The controversy surrounding the Federal Judicial Center’s (FJC) climate science chapter continues to escalate. The Senate Judiciary Committee has formally demanded that FJC Director Judge Robin Rosenberg explain how a compromised climate science chapter made it into the nation’s premier judicial reference manual.

In a letter sent Monday, Senators Ted Cruz, Mike Lee, Eric Schmitt, and Marsha Blackburn are seeking answers about how the chapter came to be, specifically regarding its review process and author selection.

Sen. Schmitt of Missouri also recently blasted the FJC’s ideological capture and “taxpayer-funded patronage network” in a detailed X thread, exposing how the organization partnered with climate activists to “educate” over 2,000 judges with biased climate science, and then snuck the activist-written climate chapter into the FJC Judicial Manual.

The chapter has dominated discussions around climate litigation since its publication in December, drawing sharp criticism for its subjective framing, before being quietly withdrawn by the FJC.

A Plaintiff’s Brief Disguised as a Reference Manual 

The FJC exists to help federal judges navigate complex scientific and technical evidence. Its Reference Manual is supposed to be the gold standard – authoritative, balanced, and above the fray of adversarial litigation. The climate science chapter was none of those things.

The senators put it plainly:

“Instead of serving as a neutral and objective resource for federal judges and staff, [the chapter] read as if it were a plaintiff brief in a climate lawfare suit.”

The chapter was co-authored by Jessica Wentz and Radley Horton, both affiliated with Columbia University’s Sabin Center for Climate Change Law, and reviewed by the Center’s executive director, Michael Burger.

The conflict of interest is stark: the Sabin Center openly describes its mission as developing “legal techniques to combat the climate crisis and advance climate justice.”

Wentz has published research designed to establish liability for energy companies and played a key role in the Environmental Law Institute’s Climate Judiciary Project – a program that has privately briefed more than 2,000 judges judges on climate litigation and is currently also under Congressional investigation.

Burger also continues to serve as Of Counsel at Sher Edling, the plaintiffs’ law firm behind many of the climate lawsuits currently working through the courts. Sher Edling itself is the subject of a separate congressional investigation.

What Congress is Asking

Beyond the authorship problem, the senators take direct aim at the chapter’s substance.

The letter charges that it presents disputed scientific claims as settled fact, relies heavily on politically mediated sources, and overstates the validity of computer climate models — while concealing that “there is not one correct climate model but rather, a huge number of models that generate wildly different climate paths.” In several instances, the Senators note, the sources cited don’t even support the assertions made.

The senators frame this as a direct assault on judicial integrity:

“Indeed, the Chapter is replete with ‘scientific’ statements, asserted flatly, that are clearly subject to modern scientific debate.
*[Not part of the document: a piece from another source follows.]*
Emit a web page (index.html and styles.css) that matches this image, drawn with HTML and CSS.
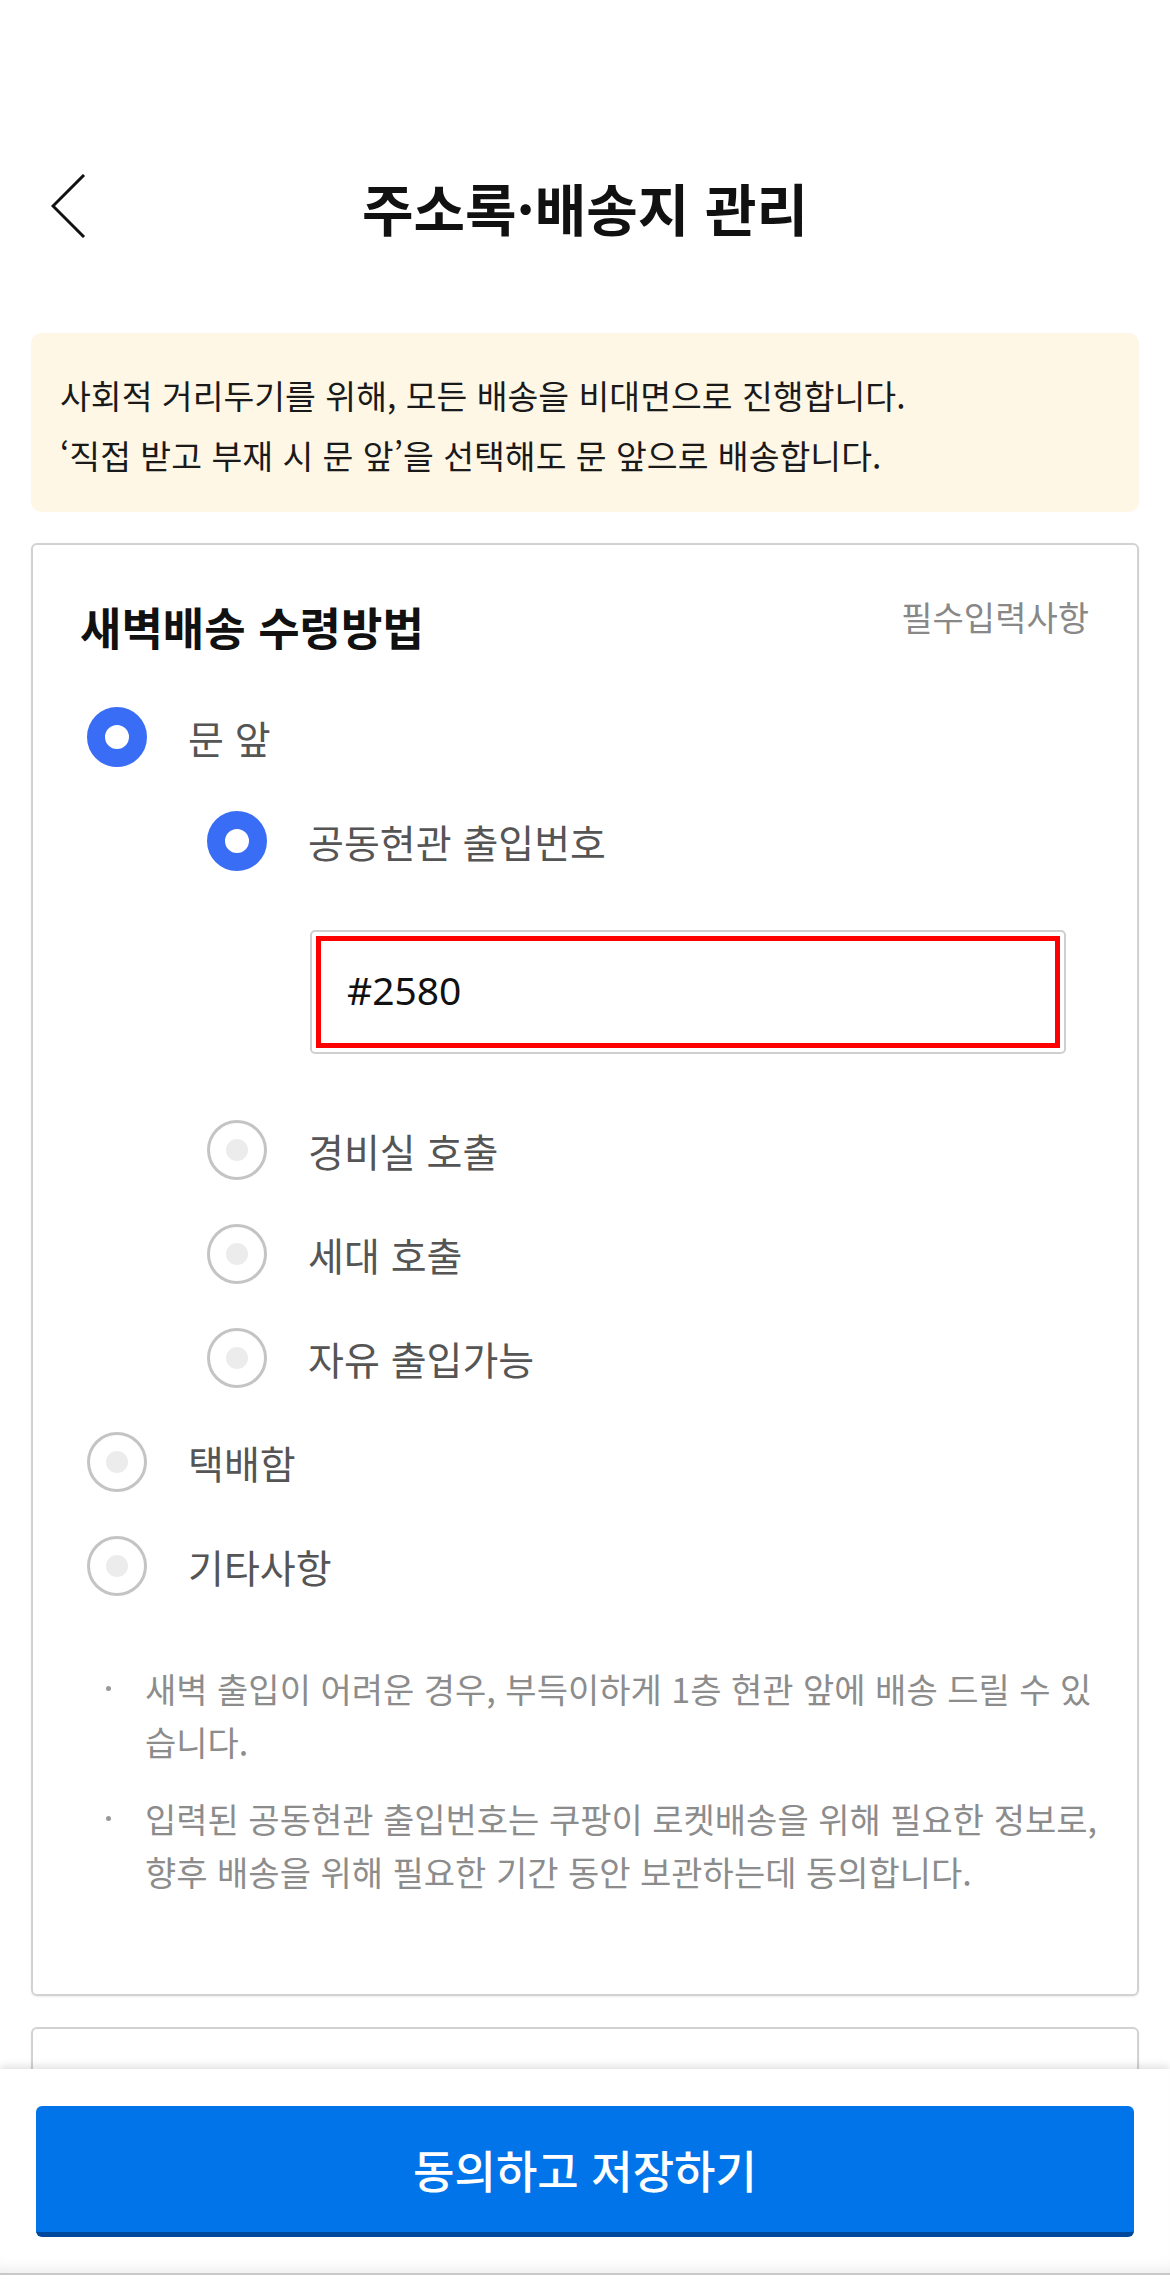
FILE: index.html
```html
<!DOCTYPE html>
<html lang="ko">
<head>
  <meta charset="utf-8">
  <title>주소록·배송지 관리</title>
  <link rel="stylesheet" href="styles.css">
</head>
<body>
  <header class="header">
    <a class="back" href="#" aria-label="뒤로">
      <svg width="36" height="64" viewBox="0 0 36 64">
        <polyline points="33,1 2,32 33,63" fill="none" stroke="#111" stroke-width="3"/>
      </svg>
    </a>
    <h1 class="title">주소록·배송지 관리</h1>
    <span></span>
  </header>

  <div class="notice">
    <p>사회적 거리두기를 위해, 모든 배송을 비대면으로 진행합니다.</p>
    <p>‘직접 받고 부재 시 문 앞’을 선택해도 문 앞으로 배송합니다.</p>
  </div>

  <section class="card">
    <div class="card-head">
      <h2>새벽배송 수령방법</h2>
      <span class="required">필수입력사항</span>
    </div>

    <div class="options">
      <label class="option">
        <span class="radio checked"></span>
        <span class="option-label">문 앞</span>
      </label>

      <div class="sub-options">
        <label class="option">
          <span class="radio checked"></span>
          <span class="option-label">공동현관 출입번호</span>
        </label>
        <div class="code-field">
          <div class="code-mark">#2580</div>
        </div>
        <label class="option">
          <span class="radio"></span>
          <span class="option-label">경비실 호출</span>
        </label>
        <label class="option">
          <span class="radio"></span>
          <span class="option-label">세대 호출</span>
        </label>
        <label class="option">
          <span class="radio"></span>
          <span class="option-label">자유 출입가능</span>
        </label>
      </div>

      <label class="option">
        <span class="radio"></span>
        <span class="option-label">택배함</span>
      </label>
      <label class="option">
        <span class="radio"></span>
        <span class="option-label">기타사항</span>
      </label>
    </div>

    <ul class="notes">
      <li>새벽 출입이 어려운 경우, 부득이하게 1층 현관 앞에 배송 드릴 수 있습니다.</li>
      <li>입력된 공동현관 출입번호는 쿠팡이 로켓배송을 위해 필요한 정보로, 향후 배송을 위해 필요한 기간 동안 보관하는데 동의합니다.</li>
    </ul>
  </section>

  <section class="card card-next"></section>

  <footer class="footer">
    <div class="footer-bar">
      <button class="save-btn">동의하고 저장하기</button>
    </div>
  </footer>
</body>
</html>
```

FILE: styles.css
```css
body {
  margin: 0;
  background-color: #fff;
  color: #111;
  font-family: "Noto Sans CJK KR", "Noto Sans", sans-serif;
}

/* header */
.header {
  display: grid;
  grid-template-columns: 1fr auto 1fr;
  align-items: center;
  height: 172px;
  padding-top: 120px;
}
.back {
  display: block;
  width: 36px;
  height: 64px;
  margin-left: 51px;
}
.back svg {
  display: block;
}
.title {
  margin: 0;
  font-size: 56px;
  font-weight: 700;
  color: #111;
}

/* notice */
.notice {
  margin: 41px 31px 0;
  padding: 32px 29px 27px;
  background-color: #fff7e6;
  border-radius: 10px;
  font-size: 33.5px;
  line-height: 60px;
  color: #1a1a1a;
}
.notice p {
  margin: 0;
}

/* card */
.card {
  margin: 31px 31px 0;
  padding: 52px 0 96px;
  border: 2px solid #d2d2d2;
  border-radius: 6px;
  box-shadow: 0 1px 2px rgba(0,0,0,0.08);
}
.card-head {
  display: flex;
  justify-content: space-between;
  align-items: flex-start;
  padding: 0 48px 0 47px;
  margin-bottom: 28px;
}
.card-head h2 {
  margin: 0;
  font-size: 45px;
  line-height: 60px;
  font-weight: 700;
  color: #111;
}
.required {
  font-size: 34px;
  line-height: 40px;
  color: #888;
}

.options {
  padding-left: 54px;
}
.sub-options {
  padding-left: 120px;
}
.option {
  display: flex;
  align-items: center;
  gap: 41px;
  height: 104px;
}
.option-label {
  font-size: 39px;
  color: #555;
}
.radio {
  flex: none;
  display: flex;
  align-items: center;
  justify-content: center;
  box-sizing: border-box;
  width: 60px;
  height: 60px;
  border: 3px solid #c4c4c4;
  border-radius: 50%;
  background-color: #fff;
}
.radio::after {
  content: "";
  width: 22px;
  height: 22px;
  border-radius: 50%;
  background-color: #ececec;
}
.radio.checked {
  border: 18px solid #3a6df6;
}
.radio.checked::after {
  display: none;
}

.code-field {
  margin: 37px 71px 44px 103px;
  padding: 4px;
  border: 2px solid #cfcfcf;
  border-radius: 5px;
}
.code-mark {
  height: 102px;
  padding-left: 26px;
  border: 5px solid #ff0000;
  font-family: "Noto Sans", sans-serif;
  font-size: 39px;
  line-height: 98px;
  color: #111;
}

.notes {
  list-style: none;
  margin: 44px 0 0;
  padding: 0 35px 0 73px;
  font-size: 34px;
  line-height: 53px;
  color: #8c8c8c;
}
.notes li {
  display: flex;
}
.notes li + li {
  margin-top: 24px;
}
.notes li::before {
  content: "";
  flex: none;
  width: 5px;
  height: 5px;
  margin: 24px 34px 0 0;
  border-radius: 50%;
  background-color: #999;
}

.card-next {
  height: 200px;
  padding: 0;
  margin-top: 31px;
}

/* bottom bar */
.footer {
  position: fixed;
  left: 0;
  right: 0;
  bottom: 0;
  height: 220px;
  background-color: #fff;
  box-shadow: 0 -3px 8px rgba(0,0,0,0.12);
}
.footer-bar {
  box-sizing: border-box;
  height: 206px;
  padding: 37px 36px 0;
  border-bottom: 2px solid #c8c8c8;
  box-shadow: inset 0 -14px 14px -10px rgba(0,0,0,0.08);
}
.save-btn {
  display: block;
  width: 100%;
  height: 131px;
  padding: 0;
  border: none;
  border-bottom: 5px solid #00489c;
  border-radius: 6px;
  background-color: #0074e8;
  color: #fff;
  font-family: "Noto Sans CJK KR", "Noto Sans", sans-serif;
  font-size: 45px;
  font-weight: 500;
  cursor: pointer;
}
```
These statements represent a naked attempt to bypass the FRE and to circumvent tests established by the federal judiciary in cases such as Daubert v. Merrill Dow and Kumho Tire Co. v. Carmichael by encouraging judges to rely on scientific assertions that have not undergone rigorous scrutiny from the bench.”
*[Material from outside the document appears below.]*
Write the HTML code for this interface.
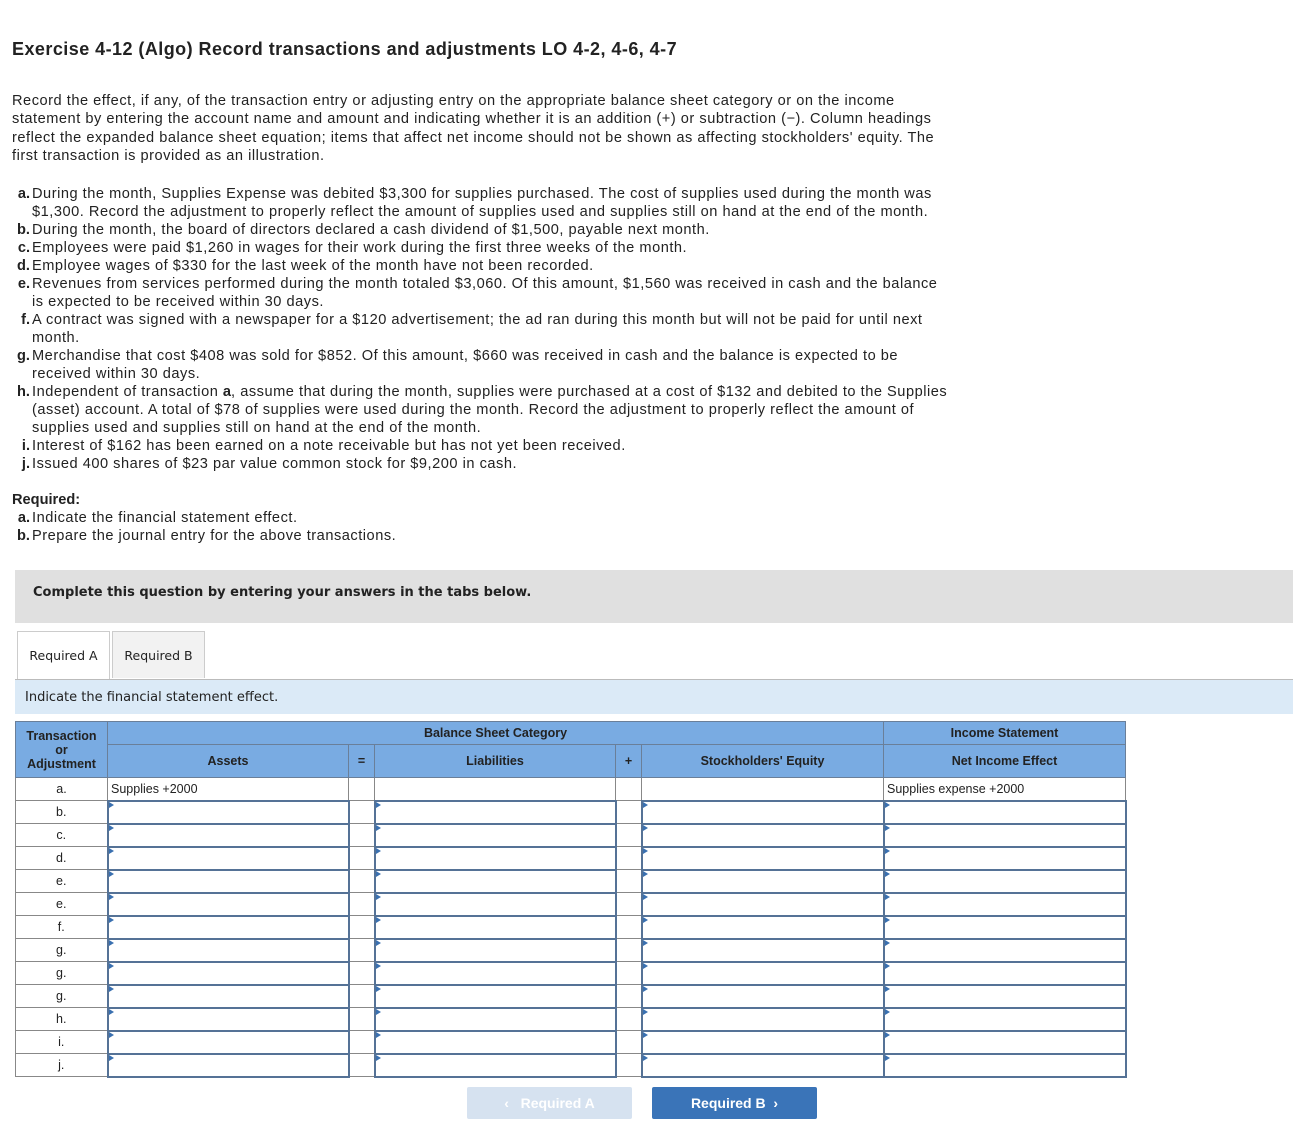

The letter also makes the case that the chapter was designed to influence judicial decision-making in a manner that is at odds with the federal judiciary’s mandate to apply the law based on the fact of the matter.

FJC Authors Get Back to Litigation Advocacy

Elsewhere, the Sabin Center is continuing to show its true colors as a longtime academic nexus that has publicly advocated for climate litigation against American energy companies.

This Earth Day, April 22, the Center will host its annual Climate Change Symposium where “litigation against ‘Big Oil'” and climate science are featured topics. Among the speakers is Michael Gerrard, the Center’s founder, a reviewer of the withdrawn FJC chapter, and one of the most prominent advocates for the litigation campaign from the start.

Also on the program: a senior member from the New York Attorney General’s office, whose high-profile climate lawsuit was dismissed in 2019, and the Executive Director of the Climate Science Legal Defense Fund – an organization founded with the support of Harvard professor Naomi Oreskes, a paid consultant to plaintiffs’ attorneys who has spent decades building the academic scaffolding for climate liability claims.

Bottom Line: The FJC’s climate science chapter was a coordinated effort to put a thumb on the scale of federal litigation. The people who wrote it, reviewed it, and continue to defend it have a direct financial and professional stake in the outcome of climate lawsuits against American energy companies.

Congress is right to demand answers. The FJC now has ten business days to provide them. Whether it does will say a great deal about whether the institution can still be trusted to serve the judiciary, rather than the litigants trying to capture it.